SUPPLIED INFORMATION:
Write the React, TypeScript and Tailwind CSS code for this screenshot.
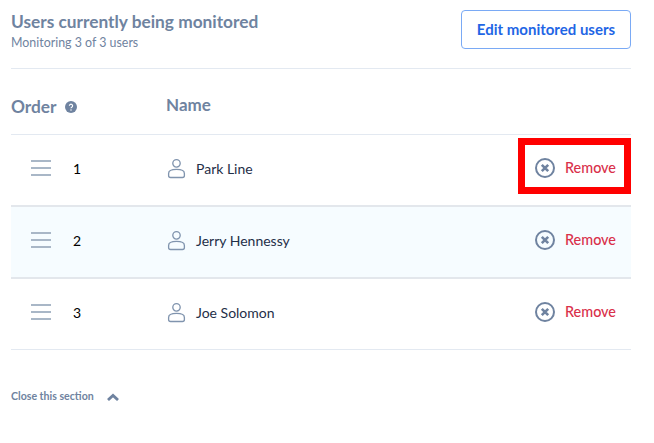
const users = [
  { order: 1, name: 'Park Line' },
  { order: 2, name: 'Jerry Hennessy' },
  { order: 3, name: 'Joe Solomon' },
]

function HelpIcon() {
  return (
    <svg width="12" height="12" viewBox="0 0 12 12">
      <circle cx="6" cy="6" r="6" fill="#6f83a0" />
      <path d="M4.4 4.8a1.6 1.6 0 1 1 2.4 1.4c-.5.3-.8.5-.8 1.1" fill="none" stroke="#fff" strokeWidth="1.2" />
      <circle cx="6" cy="9" r=".75" fill="#fff" />
    </svg>
  )
}

function DragHandle() {
  return (
    <div className="flex w-[20px] flex-col gap-[5px]">
      <div className="h-[2px] bg-[#a9b7c7]" />
      <div className="h-[2px] bg-[#a9b7c7]" />
      <div className="h-[2px] bg-[#a9b7c7]" />
    </div>
  )
}

function UserIcon() {
  return (
    <svg width="19" height="21" viewBox="0 0 20 22" fill="none" stroke="#8094ae" strokeWidth="1.4">
      <circle cx="10" cy="5.6" r="3.9" />
      <path d="M1.7 16.2c0-3 2.6-4.2 8.3-4.2s8.3 1.2 8.3 4.2v2.4c0 1.3-.8 1.9-2 1.9H3.7c-1.2 0-2-.6-2-1.9z" />
    </svg>
  )
}

function RemoveIcon() {
  return (
    <svg width="20" height="20" viewBox="0 0 20 20" fill="none" stroke="#6f83a0">
      <circle cx="10" cy="10" r="9" strokeWidth="2" />
      <path d="M6.8 6.8l6.4 6.4M13.2 6.8l-6.4 6.4" strokeWidth="2.6" />
    </svg>
  )
}

function ChevronIcon() {
  return (
    <svg width="12" height="8" viewBox="0 0 12 8" fill="none" stroke="#6f83a0" strokeWidth="2.8">
      <path d="M1 7l5-4.6L11 7" />
    </svg>
  )
}

export default function App() {
  return (
    <div className="relative h-[443px] w-[654px] overflow-hidden bg-white pl-[11px] pr-[23px] font-['Lato',sans-serif]">
      <div className="flex h-[69px] items-start justify-between border-b border-[#e3e9f1] pt-[10px]">
        <div className="pt-[1px]">
          <div className="text-[17.3px] font-bold leading-[21px] text-[#6f83a0]">Users currently being monitored</div>
          <div className="mt-[2px] text-[12.4px] leading-[17px] text-[#6f83a0]">Monitoring 3 of 3 users</div>
        </div>
        <button className="h-[39px] w-[170px] rounded-[4px] border border-[#7aaaf5] text-[15px] font-bold text-[#1f66e5]">
          Edit monitored users
        </button>
      </div>

      <div className="flex h-[66px] border-b border-[#e3e9f1]">
        <div className="flex w-[155px] items-center gap-[8px] pt-[11px]">
          <span className="text-[17.3px] font-bold text-[#6f83a0]">Order</span>
          <HelpIcon />
        </div>
        <div className="pt-[25px] text-[17px] font-bold leading-[21px] text-[#6f83a0]">Name</div>
      </div>

      {users.map((user, i) => (
        <div
          key={user.order}
          className={`flex items-center pb-[4px] ${i === 1 ? 'bg-[#f6fcff]' : 'bg-white'} ${i === 2 ? 'h-[71px] border-b border-[#e3e9f1]' : 'h-[72px] border-b-2 border-[#e3e7ec]'}`}
        >
          <div className="ml-[20px]">
            <DragHandle />
          </div>
          <div className="ml-[22px] w-[94px] text-[14px] text-black">{user.order}</div>
          <UserIcon />
          <div className="ml-[10px] text-[14px] text-[#1f2f48]">{user.name}</div>
          <div className="ml-auto mr-[15px] flex items-center gap-[10px]">
            <RemoveIcon />
            <span className="text-[14.4px] font-medium text-[#d9304a]">Remove</span>
          </div>
        </div>
      ))}

      <div className="mt-[39px] flex items-center gap-[13px]">
        <span className="text-[10.6px] font-bold text-[#6f83a0]">Close this section</span>
        <ChevronIcon />
      </div>

      <div className="absolute left-[518px] top-[138px] h-[56px] w-[113px] border-[7px] border-[#ff0000]" />
    </div>
  )
}
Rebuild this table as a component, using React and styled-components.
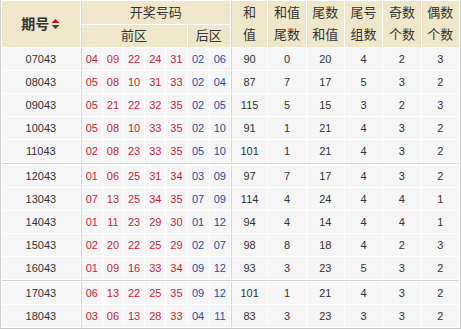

TASK INSTRUCTIONS: Pictures are excluded; output everything else in the data verbatim.

ANSWER FOR THIS EXERCISE:
Write the React, TypeScript and Tailwind CSS code for this screenshot.
const users = [
  { order: 1, name: 'Park Line' },
  { order: 2, name: 'Jerry Hennessy' },
  { order: 3, name: 'Joe Solomon' },
]

function HelpIcon() {
  return (
    <svg width="12" height="12" viewBox="0 0 12 12">
      <circle cx="6" cy="6" r="6" fill="#6f83a0" />
      <path d="M4.4 4.8a1.6 1.6 0 1 1 2.4 1.4c-.5.3-.8.5-.8 1.1" fill="none" stroke="#fff" strokeWidth="1.2" />
      <circle cx="6" cy="9" r=".75" fill="#fff" />
    </svg>
  )
}

function DragHandle() {
  return (
    <div className="flex w-[20px] flex-col gap-[5px]">
      <div className="h-[2px] bg-[#a9b7c7]" />
      <div className="h-[2px] bg-[#a9b7c7]" />
      <div className="h-[2px] bg-[#a9b7c7]" />
    </div>
  )
}

function UserIcon() {
  return (
    <svg width="19" height="21" viewBox="0 0 20 22" fill="none" stroke="#8094ae" strokeWidth="1.4">
      <circle cx="10" cy="5.6" r="3.9" />
      <path d="M1.7 16.2c0-3 2.6-4.2 8.3-4.2s8.3 1.2 8.3 4.2v2.4c0 1.3-.8 1.9-2 1.9H3.7c-1.2 0-2-.6-2-1.9z" />
    </svg>
  )
}

function RemoveIcon() {
  return (
    <svg width="20" height="20" viewBox="0 0 20 20" fill="none" stroke="#6f83a0">
      <circle cx="10" cy="10" r="9" strokeWidth="2" />
      <path d="M6.8 6.8l6.4 6.4M13.2 6.8l-6.4 6.4" strokeWidth="2.6" />
    </svg>
  )
}

function ChevronIcon() {
  return (
    <svg width="12" height="8" viewBox="0 0 12 8" fill="none" stroke="#6f83a0" strokeWidth="2.8">
      <path d="M1 7l5-4.6L11 7" />
    </svg>
  )
}

export default function App() {
  return (
    <div className="relative h-[443px] w-[654px] overflow-hidden bg-white pl-[11px] pr-[23px] font-['Lato',sans-serif]">
      <div className="flex h-[69px] items-start justify-between border-b border-[#e3e9f1] pt-[10px]">
        <div className="pt-[1px]">
          <div className="text-[17.3px] font-bold leading-[21px] text-[#6f83a0]">Users currently being monitored</div>
          <div className="mt-[2px] text-[12.4px] leading-[17px] text-[#6f83a0]">Monitoring 3 of 3 users</div>
        </div>
        <button className="h-[39px] w-[170px] rounded-[4px] border border-[#7aaaf5] text-[15px] font-bold text-[#1f66e5]">
          Edit monitored users
        </button>
      </div>

      <div className="flex h-[66px] border-b border-[#e3e9f1]">
        <div className="flex w-[155px] items-center gap-[8px] pt-[11px]">
          <span className="text-[17.3px] font-bold text-[#6f83a0]">Order</span>
          <HelpIcon />
        </div>
        <div className="pt-[25px] text-[17px] font-bold leading-[21px] text-[#6f83a0]">Name</div>
      </div>

      {users.map((user, i) => (
        <div
          key={user.order}
          className={`flex items-center pb-[4px] ${i === 1 ? 'bg-[#f6fcff]' : 'bg-white'} ${i === 2 ? 'h-[71px] border-b border-[#e3e9f1]' : 'h-[72px] border-b-2 border-[#e3e7ec]'}`}
        >
          <div className="ml-[20px]">
            <DragHandle />
          </div>
          <div className="ml-[22px] w-[94px] text-[14px] text-black">{user.order}</div>
          <UserIcon />
          <div className="ml-[10px] text-[14px] text-[#1f2f48]">{user.name}</div>
          <div className="ml-auto mr-[15px] flex items-center gap-[10px]">
            <RemoveIcon />
            <span className="text-[14.4px] font-medium text-[#d9304a]">Remove</span>
          </div>
        </div>
      ))}

      <div className="mt-[39px] flex items-center gap-[13px]">
        <span className="text-[10.6px] font-bold text-[#6f83a0]">Close this section</span>
        <ChevronIcon />
      </div>

      <div className="absolute left-[518px] top-[138px] h-[56px] w-[113px] border-[7px] border-[#ff0000]" />
    </div>
  )
}
Rebuild this table as a component, using React and styled-components.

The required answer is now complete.